Recorded data:
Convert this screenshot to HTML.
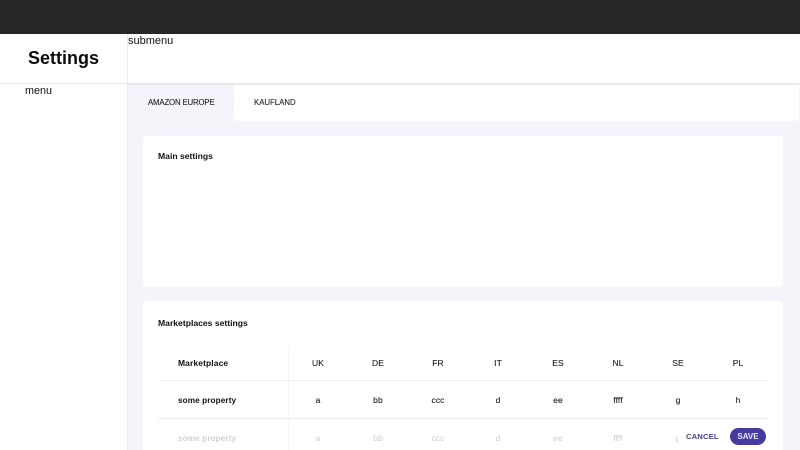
<!DOCTYPE html>
<html><head><meta charset="utf-8"><style>
html,body{margin:0;padding:0;width:800px;height:450px;overflow:hidden;background:#fff;font-family:"Liberation Sans",sans-serif;color:#111}
.a{position:absolute;white-space:nowrap}
.c{transform:translateX(-50%)}
.cell{font-size:8.5px;line-height:12px;letter-spacing:.1px;color:#222;-webkit-text-stroke:.12px #222}
.b{font-weight:700;color:#111;-webkit-text-stroke:0}
.p{font-size:8.2px}
.fade{opacity:.2}
</style></head><body>
<div class="a" style="left:0;top:0;width:800px;height:34px;background:#262626"></div>
<div class="a" style="left:0;top:34px;width:127px;height:416px;background:#fff;border-right:1px solid #e8ebf0"></div>
<div class="a" style="left:0;top:83px;width:128px;height:1px;background:#e6e9ee"></div>
<div class="a" style="left:128px;top:83px;width:672px;height:367px;background:#f4f4fa"></div>
<div class="a" style="left:128px;top:83px;width:672px;height:2px;background:#e6ebf0"></div>
<div class="a" style="left:234px;top:85px;width:565px;height:36px;background:#fff;border-radius:0 0 3px 3px"></div>
<div class="a" style="left:143px;top:136px;width:640px;height:151px;background:#fff;border-radius:4px"></div>
<div class="a" style="left:143px;top:301px;width:640px;height:149px;background:#fff;border-radius:4px 4px 0 0"></div>

<div class="a" style="left:28px;top:47px;font-size:18px;line-height:23px;font-weight:700;color:#0c0c0c">Settings</div>
<div class="a" style="left:128px;top:35px;font-size:11px;line-height:13px;color:#111">submenu</div>
<div class="a" style="left:25px;top:85px;font-size:10.8px;line-height:13px;color:#111">menu</div>

<div class="a" style="left:148px;top:97px;font-size:7.8px;line-height:11px;letter-spacing:-.15px;color:#222;-webkit-text-stroke:.1px #222">AMAZON EUROPE</div>
<div class="a" style="left:254px;top:97px;font-size:7.8px;line-height:11px;color:#222;-webkit-text-stroke:.1px #222">KAUFLAND</div>

<div class="a b" style="left:158px;top:151px;font-size:8.6px;line-height:11px">Main settings</div>
<div class="a b" style="left:158px;top:318px;font-size:8.6px;line-height:11px">Marketplaces settings</div>

<div class="a" style="left:288px;top:345px;width:1px;height:105px;background:#f5f6f8"></div>
<div class="a" style="left:158px;top:380px;width:610px;height:1px;background:#f1f2f4"></div>
<div class="a" style="left:158px;top:418px;width:610px;height:1px;background:#e9eaee"></div>

<div class="a b cell" style="left:178px;top:357px">Marketplace</div>
<div class="a cell c" style="left:318px;top:357px">UK</div>
<div class="a cell c" style="left:378px;top:357px">DE</div>
<div class="a cell c" style="left:438px;top:357px">FR</div>
<div class="a cell c" style="left:498px;top:357px">IT</div>
<div class="a cell c" style="left:558px;top:357px">ES</div>
<div class="a cell c" style="left:618px;top:357px">NL</div>
<div class="a cell c" style="left:678px;top:357px">SE</div>
<div class="a cell c" style="left:738px;top:357px">PL</div>

<div class="a b cell p" style="left:178px;top:395px">some property</div>
<div class="a cell c" style="left:318px;top:394px">a</div>
<div class="a cell c" style="left:378px;top:394px">bb</div>
<div class="a cell c" style="left:438px;top:394px">ccc</div>
<div class="a cell c" style="left:498px;top:394px">d</div>
<div class="a cell c" style="left:558px;top:394px">ee</div>
<div class="a cell c" style="left:618px;top:394px">ffff</div>
<div class="a cell c" style="left:678px;top:394px">g</div>
<div class="a cell c" style="left:738px;top:394px">h</div>

<div class="a b cell p fade" style="left:178px;top:433px">some property</div>
<div class="a cell c fade" style="left:318px;top:432px">a</div>
<div class="a cell c fade" style="left:378px;top:432px">bb</div>
<div class="a cell c fade" style="left:438px;top:432px">ccc</div>
<div class="a cell c fade" style="left:498px;top:432px">d</div>
<div class="a cell c fade" style="left:558px;top:432px">ee</div>
<div class="a cell c fade" style="left:618px;top:432px">ffff</div>
<div class="a cell c fade" style="left:678px;top:432px">g</div>

<div class="a" style="left:678px;top:424px;width:90px;height:26px;background:#fff"></div>
<div class="a" style="left:686px;top:431px;font-size:7.7px;line-height:12px;font-weight:700;color:#4a3f9a;letter-spacing:.1px">CANCEL</div>
<div class="a" style="left:730px;top:428px;width:36px;height:17px;border-radius:9px;background:#453a9e;color:#e8e6f7;font-size:8px;line-height:18px;font-weight:700;text-align:center">SAVE</div>
</body></html>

What is asked:
Reproduce the material in full, word for word, and omit the pictures.

Written solution:
Convert this screenshot to HTML.
<!DOCTYPE html>
<html><head><meta charset="utf-8"><style>
html,body{margin:0;padding:0;width:800px;height:450px;overflow:hidden;background:#fff;font-family:"Liberation Sans",sans-serif;color:#111}
.a{position:absolute;white-space:nowrap}
.c{transform:translateX(-50%)}
.cell{font-size:8.5px;line-height:12px;letter-spacing:.1px;color:#222;-webkit-text-stroke:.12px #222}
.b{font-weight:700;color:#111;-webkit-text-stroke:0}
.p{font-size:8.2px}
.fade{opacity:.2}
</style></head><body>
<div class="a" style="left:0;top:0;width:800px;height:34px;background:#262626"></div>
<div class="a" style="left:0;top:34px;width:127px;height:416px;background:#fff;border-right:1px solid #e8ebf0"></div>
<div class="a" style="left:0;top:83px;width:128px;height:1px;background:#e6e9ee"></div>
<div class="a" style="left:128px;top:83px;width:672px;height:367px;background:#f4f4fa"></div>
<div class="a" style="left:128px;top:83px;width:672px;height:2px;background:#e6ebf0"></div>
<div class="a" style="left:234px;top:85px;width:565px;height:36px;background:#fff;border-radius:0 0 3px 3px"></div>
<div class="a" style="left:143px;top:136px;width:640px;height:151px;background:#fff;border-radius:4px"></div>
<div class="a" style="left:143px;top:301px;width:640px;height:149px;background:#fff;border-radius:4px 4px 0 0"></div>

<div class="a" style="left:28px;top:47px;font-size:18px;line-height:23px;font-weight:700;color:#0c0c0c">Settings</div>
<div class="a" style="left:128px;top:35px;font-size:11px;line-height:13px;color:#111">submenu</div>
<div class="a" style="left:25px;top:85px;font-size:10.8px;line-height:13px;color:#111">menu</div>

<div class="a" style="left:148px;top:97px;font-size:7.8px;line-height:11px;letter-spacing:-.15px;color:#222;-webkit-text-stroke:.1px #222">AMAZON EUROPE</div>
<div class="a" style="left:254px;top:97px;font-size:7.8px;line-height:11px;color:#222;-webkit-text-stroke:.1px #222">KAUFLAND</div>

<div class="a b" style="left:158px;top:151px;font-size:8.6px;line-height:11px">Main settings</div>
<div class="a b" style="left:158px;top:318px;font-size:8.6px;line-height:11px">Marketplaces settings</div>

<div class="a" style="left:288px;top:345px;width:1px;height:105px;background:#f5f6f8"></div>
<div class="a" style="left:158px;top:380px;width:610px;height:1px;background:#f1f2f4"></div>
<div class="a" style="left:158px;top:418px;width:610px;height:1px;background:#e9eaee"></div>

<div class="a b cell" style="left:178px;top:357px">Marketplace</div>
<div class="a cell c" style="left:318px;top:357px">UK</div>
<div class="a cell c" style="left:378px;top:357px">DE</div>
<div class="a cell c" style="left:438px;top:357px">FR</div>
<div class="a cell c" style="left:498px;top:357px">IT</div>
<div class="a cell c" style="left:558px;top:357px">ES</div>
<div class="a cell c" style="left:618px;top:357px">NL</div>
<div class="a cell c" style="left:678px;top:357px">SE</div>
<div class="a cell c" style="left:738px;top:357px">PL</div>

<div class="a b cell p" style="left:178px;top:395px">some property</div>
<div class="a cell c" style="left:318px;top:394px">a</div>
<div class="a cell c" style="left:378px;top:394px">bb</div>
<div class="a cell c" style="left:438px;top:394px">ccc</div>
<div class="a cell c" style="left:498px;top:394px">d</div>
<div class="a cell c" style="left:558px;top:394px">ee</div>
<div class="a cell c" style="left:618px;top:394px">ffff</div>
<div class="a cell c" style="left:678px;top:394px">g</div>
<div class="a cell c" style="left:738px;top:394px">h</div>

<div class="a b cell p fade" style="left:178px;top:433px">some property</div>
<div class="a cell c fade" style="left:318px;top:432px">a</div>
<div class="a cell c fade" style="left:378px;top:432px">bb</div>
<div class="a cell c fade" style="left:438px;top:432px">ccc</div>
<div class="a cell c fade" style="left:498px;top:432px">d</div>
<div class="a cell c fade" style="left:558px;top:432px">ee</div>
<div class="a cell c fade" style="left:618px;top:432px">ffff</div>
<div class="a cell c fade" style="left:678px;top:432px">g</div>

<div class="a" style="left:678px;top:424px;width:90px;height:26px;background:#fff"></div>
<div class="a" style="left:686px;top:431px;font-size:7.7px;line-height:12px;font-weight:700;color:#4a3f9a;letter-spacing:.1px">CANCEL</div>
<div class="a" style="left:730px;top:428px;width:36px;height:17px;border-radius:9px;background:#453a9e;color:#e8e6f7;font-size:8px;line-height:18px;font-weight:700;text-align:center">SAVE</div>
</body></html>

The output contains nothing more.